In often-pricey Palm Beach County, believe it or not, a lot of landlords aren't enthused about either of those.
"I tell them this, straight up: Your career is going to be over in, max, 10, 15, maybe 20 years. Just wait. Don't get the pit bull," Meyer Lucas said.
Another common question: How big is the master bedroom closet? Two kinds of baseball clients ask.
One is the unestablished minor leaguers — "Ed Lucas types," Meyer Lucas calls them, probably endearingly. A prospect, usually an early-round draft pick who landed a six- or seven-figure signing bonus, rents the house. Then a bunch of others pay that guy a cheap rent and cram in. Large closets become bedrooms.
Ed Lucas did that one year.
"He negotiated for the master bedroom closet," Meyer Lucas said. It was in a house run by Billy Butler, Lucas's fellow 2004 Royals draftee. "(The closet) had a door. It was big. He was living like a king."
The other type of master bedroom closet enquirer is the ballplayer/wife with young children. On a baseball schedule, it's normal to not put the baby down until midnight or later. That means he or she is sleeping, hopefully, until mid-to-late morning. Keeping a room completely dark is crucial, and a lot of times the master bedroom closet becomes that room.
"To an outsider, that sounds insane," Meyer Lucas said. "If I ask the landlord how big it is so they can keep their kid in there, they're like, 'That person is the worst mom ever.' But it's actually a very, very common thing."
Said former Marlins pitcher/father of two Tom Koehler: "It's a very true statement."
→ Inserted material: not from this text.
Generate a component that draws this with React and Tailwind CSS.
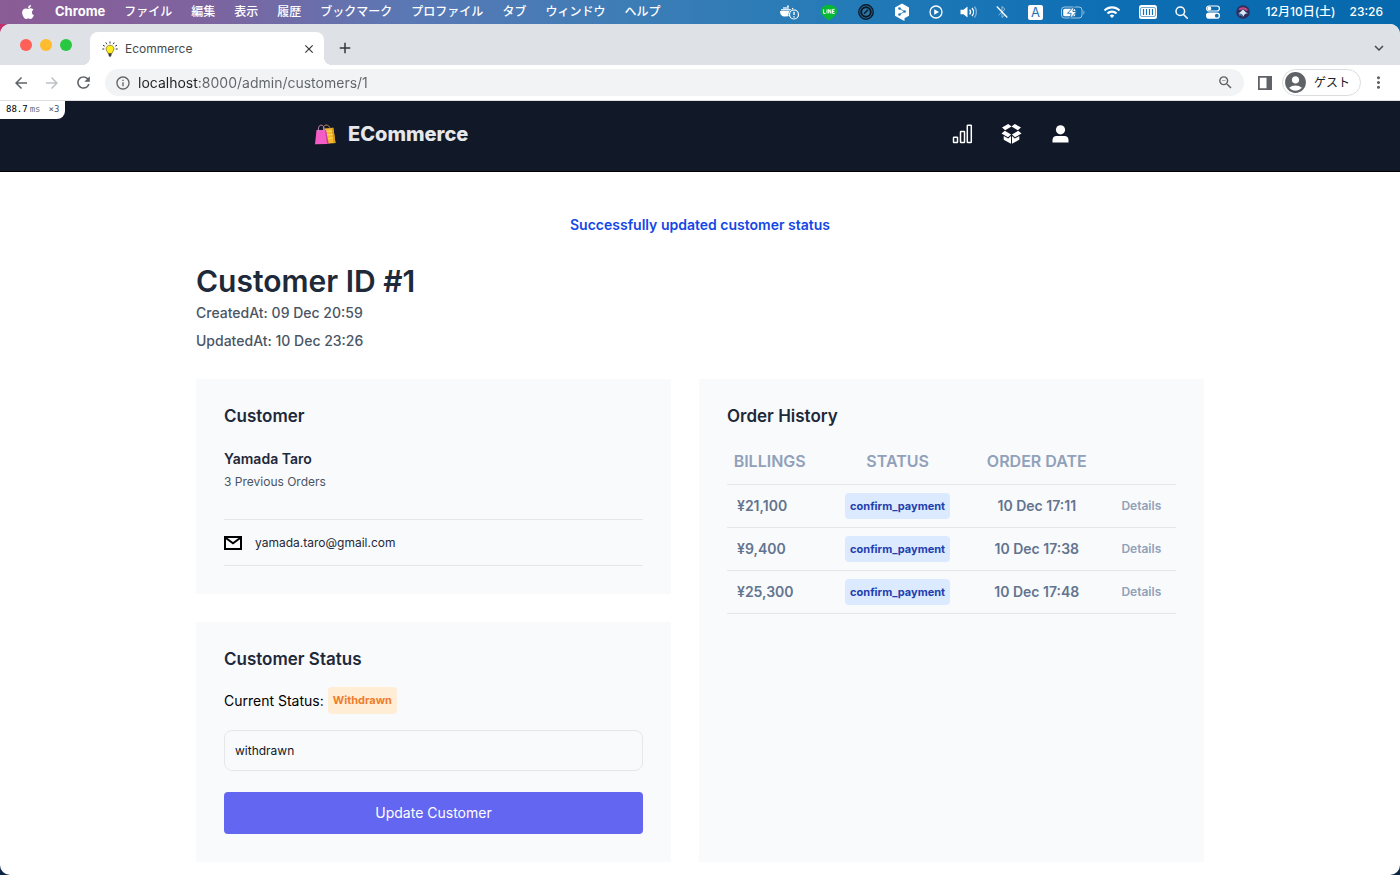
import { useState } from "react";
import { FaApple, FaDocker } from "react-icons/fa";
import {
  MdArrowBack, MdArrowForward, MdRefresh, MdInfoOutline, MdZoomOut,
  MdMoreVert, MdClose, MdAdd, MdKeyboardArrowDown, MdAccountCircle,
  MdWifi
} from "react-icons/md";

const MENUS = [
  "ファイル", "編集", "表示", "履歴", "ブックマーク",
  "プロファイル", "タブ", "ウィンドウ", "ヘルプ",
];

const ORDERS = [
  { id: 1, billing: "¥21,100", status: "confirm_payment", date: "10 Dec 17:11" },
  { id: 2, billing: "¥9,400",  status: "confirm_payment", date: "10 Dec 17:38" },
  { id: 3, billing: "¥25,300", status: "confirm_payment", date: "10 Dec 17:48" },
];

function DockerStatus() {
  return (
    <svg width="20" height="18" viewBox="0 0 20 18">
      <FaDocker x="0" y="0" width="16" height="16" color="#fff" />
      <circle cx="14" cy="11.5" r="5.6" fill="#2a7db8" />
      <circle cx="14" cy="11.5" r="4.5" fill="none" stroke="#fff" strokeWidth="1.2" />
      <path d="M14 8.8v3.2M14 13.2v1.2" stroke="#fff" strokeWidth="1.4" />
    </svg>
  );
}

function LineStatus() {
  return (
    <svg width="18" height="17" viewBox="0 0 18 17">
      <path d="M9 .8c4.6 0 8.3 2.9 8.3 6.6 0 2.7-3.2 5.4-8.3 9C3.9 12.800.7 10.100.7 7.400.7 3.700 4.400.8 9 .8z" fill="#06b833" />
      <path d="M3.600 5.400v4h1.900M7 5.400v4M8.700 9.400v-4l2.200 4v-4M14.600 5.400h-2v4h2M12.600 7.400h1.800" fill="none" stroke="#fff" strokeWidth="1" />
    </svg>
  );
}

function LensStatus() {
  return (
    <svg width="16" height="16" viewBox="0 0 16 16">
      <circle cx="8" cy="8" r="7.2" fill="none" stroke="#0c1a26" strokeWidth="1.4" />
      <circle cx="8" cy="8" r="4.8" fill="#2c76a8" stroke="#0c1a26" strokeWidth="2" />
      <path d="M6 9.800l4-4" stroke="#0c1a26" strokeWidth="1.6" />
    </svg>
  );
}

function HexStatus() {
  return (
    <svg width="16" height="18" viewBox="0 0 16 18">
      <path d="M8 .5l7 4v8.3l-4.5 2.5V18l-3-1.5L1 12.800V4.500z" fill="#fff" />
      <path d="M5.500 5.500l5 3-5 3" fill="none" stroke="#2478b5" strokeWidth=".8" />
      <circle cx="5.5" cy="5.5" r="1.3" fill="#2478b5" />
      <circle cx="10.6" cy="8.5" r="1.3" fill="#2478b5" />
      <circle cx="5.5" cy="11.5" r="1.3" fill="#2478b5" />
    </svg>
  );
}

function PlayStatus() {
  return (
    <svg width="14" height="14" viewBox="0 0 14 14">
      <circle cx="7" cy="7" r="6" fill="none" stroke="#fff" strokeWidth="1.3" />
      <path d="M5.200 4.200L10 7l-4.800 2.800z" fill="#fff" />
    </svg>
  );
}

function VolumeStatus() {
  return (
    <svg width="18" height="14" viewBox="0 0 18 14" fill="none">
      <path d="M.5 4.700h3L7.500 1.500v11L3.500 9.300h-3z" fill="#fff" />
      <path d="M9.700 4.600c1 1.400 1 3.400 0 4.800M12 3c2 2.300 2 5.700 0 8" stroke="#fff" strokeWidth="1.3" />
      <path d="M14.400 1.500c2.700 3.200 2.700 7.800 0 11" stroke="#fff" strokeOpacity=".45" strokeWidth="1.3" />
    </svg>
  );
}

function BluetoothOffStatus() {
  return (
    <svg width="12" height="14" viewBox="0 0 12 14" fill="none" stroke="#fff">
      <path d="M2.500 10.200L9 4.200 6 1.500v11l3-2.700-6.500-6" strokeOpacity=".5" />
      <path d="M.8 1.500l10.500 11" strokeWidth="1.3" />
    </svg>
  );
}

function BatteryStatus() {
  return (
    <svg width="25" height="13" viewBox="0 0 25 13">
      <rect x=".5" y="1" width="20.5" height="11" rx="3" fill="none" stroke="#fff" strokeOpacity=".6" />
      <path d="M22.500 4.500c1.200.3 1.200 3.700 0 4z" fill="#fff" opacity=".6" />
      <rect x="2.2" y="2.7" width="12" height="7.6" rx="1.5" fill="#fff" />
      <path d="M13.200 0L6.500 7.300h3.700L8.800 13l7-7.500h-3.900z" fill="#fff" stroke="#1a73b4" strokeWidth=".9" />
    </svg>
  );
}

function MemoryStatus() {
  return (
    <svg width="18" height="14" viewBox="0 0 18 14">
      <rect width="18" height="14" rx="2.5" fill="#fff" />
      <rect x="1.5" y="2.5" width="15" height="9" rx="1.5" fill="none" stroke="#1a73b4" strokeWidth=".6" />
      <path d="M4.500 4v6M7.500 4v6M10.500 4v6M13.500 4v6" stroke="#1a73b4" strokeWidth="1.2" />
    </svg>
  );
}

function SearchStatus() {
  return (
    <svg width="13" height="13" viewBox="0 0 13 13" fill="none" stroke="#fff" strokeWidth="1.5">
      <circle cx="5.3" cy="5.3" r="4.3" />
      <path d="M8.500 8.500l3.800 3.800" strokeLinecap="round" />
    </svg>
  );
}

function ControlCenterStatus() {
  return (
    <svg width="14" height="14" viewBox="0 0 14 14">
      <rect x=".6" y="1" width="12.8" height="5" rx="2.5" fill="none" stroke="#fff" strokeWidth="1.2" />
      <circle cx="3.4" cy="3.5" r="1.9" fill="#fff" />
      <rect y="7.6" width="14" height="6.2" rx="3.1" fill="#fff" />
      <circle cx="10.8" cy="10.7" r="1.9" fill="#1070b4" />
    </svg>
  );
}

function SiriStatus() {
  return (
    <svg width="14" height="14" viewBox="0 0 14 14">
      <circle cx="7" cy="7" r="6.8" fill="#2f2f5e" />
      <path d="M2.500 4.500C4 1.800 10 1.200 12 5.200c-1.500 1-3 .3-5-1.600-1.500 1.600-3 2-4.500.9z" fill="#c94a86" />
      <path d="M2 8.300c2-.6 3.600-2.300 5-4.100 1.400 1.800 3 3.500 5 4.100-2 .1-3.500.4-4.500 3.200-.7-2.300-3-3-5.500-3.200z" fill="#d9e8f6" />
      <path d="M3 10c1.500-.5 2.600-.5 3.800 1.500" stroke="#4fa5e8" fill="none" />
    </svg>
  );
}

function MenuBar() {
  return (
    <header className="flex h-6 items-center justify-between bg-linear-[90deg,#8b5c96_0%,#7d649f_15%,#5a78b4_29%,#3d7db6_45%,#247bb7_60%,#0d6eb4_80%,#0668ad_100%] pl-5 pr-[17px] text-white">
      <nav className="flex items-center gap-[19px] text-xs font-medium">
        <FaApple size={16} />
        <span className="text-[13px] font-bold">Chrome</span>
        {MENUS.map(m => <span key={m}>{m}</span>)}
      </nav>
      <div className="flex items-center *:flex *:justify-center">
        <span className="w-10"><DockerStatus /></span>
        <span className="w-[38px]"><LineStatus /></span>
        <span className="w-9"><LensStatus /></span>
        <span className="w-9"><HexStatus /></span>
        <span className="w-8"><PlayStatus /></span>
        <span className="w-[34px]"><VolumeStatus /></span>
        <span className="w-8"><BluetoothOffStatus /></span>
        <span className="w-9">
          <span className="h-[15px] w-[15px] rounded-xs bg-white text-center text-[13px] leading-[15px] text-[#1a73b4]">A</span>
        </span>
        <span className="w-10"><BatteryStatus /></span>
        <span className="w-9"><MdWifi size={18} /></span>
        <span className="w-9"><MemoryStatus /></span>
        <span className="w-8"><SearchStatus /></span>
        <span className="w-[30px]"><ControlCenterStatus /></span>
        <span className="w-[30px]"><SiriStatus /></span>
        <time className="gap-3.5 pl-2 text-xs font-medium">
          <span>12月10日(土)</span>
          <span>23:26</span>
        </time>
      </div>
    </header>
  );
}

function Bulb() {
  return (
    <svg width="16" height="16" viewBox="0 0 16 16">
      <path d="M8 4.200c2.300 0 3.900 1.600 3.900 3.600 0 1.900-1.500 2.900-1.900 4.700H6c-.4-1.800-1.900-2.800-1.900-4.700 0-2 1.600-3.600 3.900-3.600z" fill="#ffec1f" stroke="#6d6614" strokeWidth=".7" />
      <path d="M6.300 12.500h3.400l-.5 2.500-1.200 1-1.200-1z" fill="#3a3a3a" />
      <path d="M8 .5v2M3.800 1.500l1 1.700M12.200 1.500l-1 1.700M1 4.200l1.800 1M15 4.200l-1.800 1M.3 8h2M15.700 8h-2" stroke="#333" strokeWidth="1" />
    </svg>
  );
}

function TabStrip() {
  return (
    <div className="flex h-[41px] items-end bg-[#dee1e6] pl-5 pr-3">
      <div className="flex gap-2 self-start pt-[15px]">
        <button aria-label="Close window" className="h-3 w-3 rounded-full bg-[#fe5f57]" />
        <button aria-label="Minimize window" className="h-3 w-3 rounded-full bg-[#febc2e]" />
        <button aria-label="Zoom window" className="h-3 w-3 rounded-full bg-[#28c840]" />
      </div>
      <div className="relative ml-[18px] flex h-[33px] w-[234px] items-center rounded-t-lg bg-white pl-3 pr-2 before:absolute before:-left-2 before:bottom-0 before:h-2 before:w-2 before:bg-[radial-gradient(circle_at_0_0,transparent_8px,white_8px)] after:absolute after:-right-2 after:bottom-0 after:h-2 after:w-2 after:bg-[radial-gradient(circle_at_100%_0,transparent_8px,white_8px)]">
        <Bulb />
        <span className="ml-[7px] flex-1 text-xs text-[#45494d]">Ecommerce</span>
        <button aria-label="Close tab"><MdClose size={14} className="text-[#35363a]" /></button>
      </div>
      <button aria-label="New tab" className="ml-3 mb-2"><MdAdd size={18} className="text-[#35363a]" /></button>
      <button aria-label="Search tabs" className="mb-2 ml-auto"><MdKeyboardArrowDown size={18} className="text-[#45494d]" /></button>
    </div>
  );
}

function Toolbar() {
  return (
    <div className="flex h-9 items-center border-b border-[#dcdee1] bg-white px-3 text-[#5f6368]">
      <button aria-label="Back"><MdArrowBack size={18} /></button>
      <button aria-label="Forward" className="ml-[13px] text-[#bdc1c6]"><MdArrowForward size={18} /></button>
      <button aria-label="Reload" className="ml-[13px]"><MdRefresh size={19} /></button>
      <div className="ml-3 flex h-[27px] flex-1 items-center rounded-full bg-[#f1f3f4] px-2.5">
        <MdInfoOutline size={16} />
        <input
          aria-label="Address"
          defaultValue="localhost:8000/admin/customers/1"
          className="ml-[7px] flex-1 bg-linear-[90deg,#202124_60px,#5f6368_60px] bg-clip-text text-sm text-transparent outline-none"
        />
        <MdZoomOut size={17} />
      </div>
      <button aria-label="Side panel" className="ml-[14px]">
        <svg width="14" height="14" viewBox="0 0 14 14">
          <path d="M0 0h14v14H0zM1.800 1.800v10.400h6.700V1.800z" fill="currentColor" fillRule="evenodd" />
        </svg>
      </button>
      <button className="ml-2.5 flex h-[27px] items-center gap-1.5 rounded-full border border-[#dadce0] pr-2.5 text-xs text-[#202124]">
        <MdAccountCircle size={25} className="text-[#5f6368]" />
        ゲスト
      </button>
      <button aria-label="Menu" className="ml-2"><MdMoreVert size={19} /></button>
    </div>
  );
}

function ShoppingBags() {
  return (
    <svg width="22" height="22" viewBox="0 0 22 22">
      <path d="M10.500 5.500l8.800-.8L21.500 20l-9 .8z" fill="#f2b92b" />
      <path d="M19.300 4.700L21.500 20l-2 .3L17.500 5z" fill="#d99a1c" />
      <path d="M12 8.500l6-.4M12.300 12l6.300-.5M12.700 15.500l6.300-.5" stroke="#fbdc5c" strokeWidth="1" />
      <path d="M9.500 7c-.5-3 .6-5 2.500-5s4 1.400 4.200 4" fill="none" stroke="#b98a4d" strokeWidth="1" />
      <path d="M2.500 7H12l1.500 14-12.500.3z" fill="#f55dc6" />
      <path d="M12 7l2.700 13.500-1.700.6L11 7z" fill="#c93a9d" />
      <path d="M4.500 8.500C4 4.500 5 2.200 7.200 2.200s3.100 2 3.300 5.800" fill="none" stroke="#c78fb8" strokeWidth="1" />
    </svg>
  );
}

function SiteNav() {
  return (
    <div className="relative h-[71px] border-b border-black bg-[#111827] text-white">
      <div className="absolute left-0 top-0 flex h-[18px] items-center rounded-br-lg bg-white px-1.5 font-['DejaVu_Sans_Mono',monospace] text-[9px] text-black">
        88.7<span className="ml-0.5 text-gray-500">ms</span>
        <span className="ml-2 text-gray-600">×3</span>
      </div>
      <div className="mx-auto flex h-[66px] max-w-[772px] items-center justify-between">
        <a href="#home" className="flex items-center gap-3 text-xl font-extrabold text-gray-200">
          <ShoppingBags />
          ECommerce
        </a>
        <div className="flex items-center gap-7 pr-[15px]">
          <a href="#dashboard" aria-label="Dashboard">
            <svg width="21" height="20" viewBox="0 0 21 20" fill="none" stroke="#fff" strokeWidth="1.5">
              <rect x="1.5" y="13.2" width="4" height="5.3" rx=".5" />
              <rect x="8.5" y="7.5" width="4" height="11" rx=".5" />
              <rect x="15.3" y="1.2" width="4" height="17.3" rx=".5" />
            </svg>
          </a>
          <a href="#products" aria-label="Products">
            <svg width="21" height="20" viewBox="0 0 21 20" fill="#fff">
              <path d="M7.200 0l3.300 2.600-6.300 3.700L1 3.600zM13.800 0l-3.300 2.600 6.300 3.700L20 3.600z" />
              <path d="M3.800 6.800l6.300 3.700L7 13.300.5 9.500zM17.200 6.800l-6.300 3.700 3.100 2.800 6.500-3.800z" />
              <path d="M2.700 11.900L7.200 14.600l2.800-2.500v7.700l-7.300-4zM18.300 11.900l-4.500 2.700-2.800-2.500v7.700l7.300-4z" />
            </svg>
          </a>
          <a href="#customers" aria-label="Customers">
            <svg width="21" height="20" viewBox="0 0 21 20" fill="#fff">
              <circle cx="10.5" cy="5.8" r="4.6" />
              <path d="M2.500 18.500v-2.600c0-2.400 1.600-3.900 4-3.900h8c2.400 0 4 1.500 4 3.900v2.600z" />
            </svg>
          </a>
        </div>
      </div>
    </div>
  );
}

function CustomerCard() {
  return (
    <section className="bg-[#f9fafc] p-7">
      <h2 className="text-[17px] leading-[18px] font-semibold text-gray-800">Customer</h2>
      <p className="mt-6 text-sm font-semibold text-gray-800">Yamada Taro</p>
      <p className="mt-[5px] text-xs text-gray-600">3 Previous Orders</p>
      <div className="mt-[29px] flex h-[47px] items-center gap-[13px] border-y border-gray-200">
        <svg width="18" height="14" viewBox="0 0 18 14" fill="none" stroke="#000" strokeWidth="2">
          <path d="M1 1h16v12H1zM1.500 1.800L9 7.300l7.500-5.500" />
        </svg>
        <p className="text-xs text-gray-800">yamada.taro@gmail.com</p>
      </div>
    </section>
  );
}

function StatusCard() {
  const [status, setStatus] = useState("withdrawn");

  return (
    <section className="bg-[#f9fafc] p-7">
      <h2 className="text-[17px] leading-[18px] font-semibold text-gray-800">Customer Status</h2>
      <form onSubmit={e => e.preventDefault()}>
        <p className="mt-[19px] flex items-center gap-1 text-sm text-black">
          <label htmlFor="status">Current Status:</label>
          <span className="rounded-sm bg-[#ffedd5] px-[5px] text-[11px] leading-[27px] font-bold text-[#ee7c2b]">Withdrawn</span>
        </p>
        <input
          id="status"
          value={status}
          onChange={e => setStatus(e.target.value)}
          className="mt-4 h-[41px] w-full rounded-lg border border-gray-200 px-2.5 text-xs text-gray-900 outline-none"
        />
        <button className="mt-[21px] h-[42px] w-full rounded-sm bg-[#6366f1] text-sm text-white">
          Update Customer
        </button>
      </form>
    </section>
  );
}

function OrderHistory() {
  return (
    <section className="bg-[#f9fafc] p-7">
      <h2 className="text-[17px] leading-[18px] font-semibold text-gray-800">Order History</h2>
      <table className="mt-[13px] w-full table-fixed text-center">
        <thead>
          <tr className="h-[46px] border-b border-gray-200 text-base text-slate-400">
            <th className="w-[19%] font-semibold">BILLINGS</th>
            <th className="w-[38%] font-semibold">STATUS</th>
            <th className="w-[24%] font-semibold">ORDER DATE</th>
            <th className="w-[19%]" />
          </tr>
        </thead>
        <tbody>
          {ORDERS.map(o => (
            <tr key={o.id} className="h-[43px] border-b border-gray-200 text-sm font-semibold text-slate-500">
              <td className="pl-2.5 text-left">{o.billing}</td>
              <td>
                <span className="inline-block rounded-sm bg-[#dbeafe] px-[5px] text-[11px] leading-[26px] font-bold text-[#1e40af]">
                  {o.status}
                </span>
              </td>
              <td>{o.date}</td>
              <td className="pl-4 text-xs text-slate-400"><a href={`#orders/${o.id}`}>Details</a></td>
            </tr>
          ))}
        </tbody>
      </table>
    </section>
  );
}

export default function App() {
  return (
    <div className="flex min-h-screen flex-col bg-linear-[90deg,#c0306c,#0668ad] font-[Inter,'Noto_Sans_CJK_JP',sans-serif]">
      <MenuBar />
      <div className="flex flex-1 flex-col bg-linear-[180deg,transparent_50%,#0b2545_50%]">
        <div className="flex flex-1 flex-col overflow-hidden rounded-[10px] bg-white">
          <TabStrip />
          <Toolbar />
          <SiteNav />

          <main className="mx-auto w-full max-w-[1008px] pb-[13px]">
            <p className="mt-[43px] text-center text-sm font-semibold text-blue-700">
              Successfully updated customer status
            </p>
            <h1 className="mt-7 text-3xl leading-9 font-semibold text-gray-800">Customer ID #1</h1>
            <p className="text-sm leading-7 font-medium text-gray-600">CreatedAt: 09 Dec 20:59</p>
            <p className="text-sm leading-7 font-medium text-gray-600">UpdatedAt: 10 Dec 23:26</p>

            <div className="mt-6 grid grid-cols-[475fr_505fr] gap-7">
              <div className="flex flex-col gap-7">
                <CustomerCard />
                <StatusCard />
              </div>
              <OrderHistory />
            </div>
          </main>
        </div>
      </div>
    </div>
  );
}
Koehler, now a Dodger, is an MLRE client, first when he and his wife, Ashley, bought a home in Jupiter and now with the family locking down a temporary place to live near the Dodgers' spring training facility in Arizona.
MLRE, which recently joined the national brokerage Compass, in the fall opened an office in Scottsdale, Ariz., serving the greater Phoenix area and the 15 major league teams who have spring training there. An Arizona location was always on the agenda — Meyer Lucas said she got questions about it all the time — but "I needed a wife that gets it and has the business acumen," Meyer Lucas said. She found her answer in Tiffany Mickolio, who is married to Kam Mickolio, an 11-year pro in the majors, the minors and Japan.
When Koehler or another player works with Meyer Lucas, they appreciate not having explain, say, why they need a place for only February and March. Or why they might need to leave an apartment if they get optioned to the minors, or designated for assignment or traded. There isn't much job security in professional baseball.
Sometimes, Meyer Lucas works with landlords to write into a lease the player's ability to opt out in the event he has to move.
"The fact that she has lived the lifestyle ... makes it easier for her to communicate," Koehler said. "She knows how to handle movement, when somebody gets traded or optioned or things like that. She knows how to handle all those things, because she's been through it."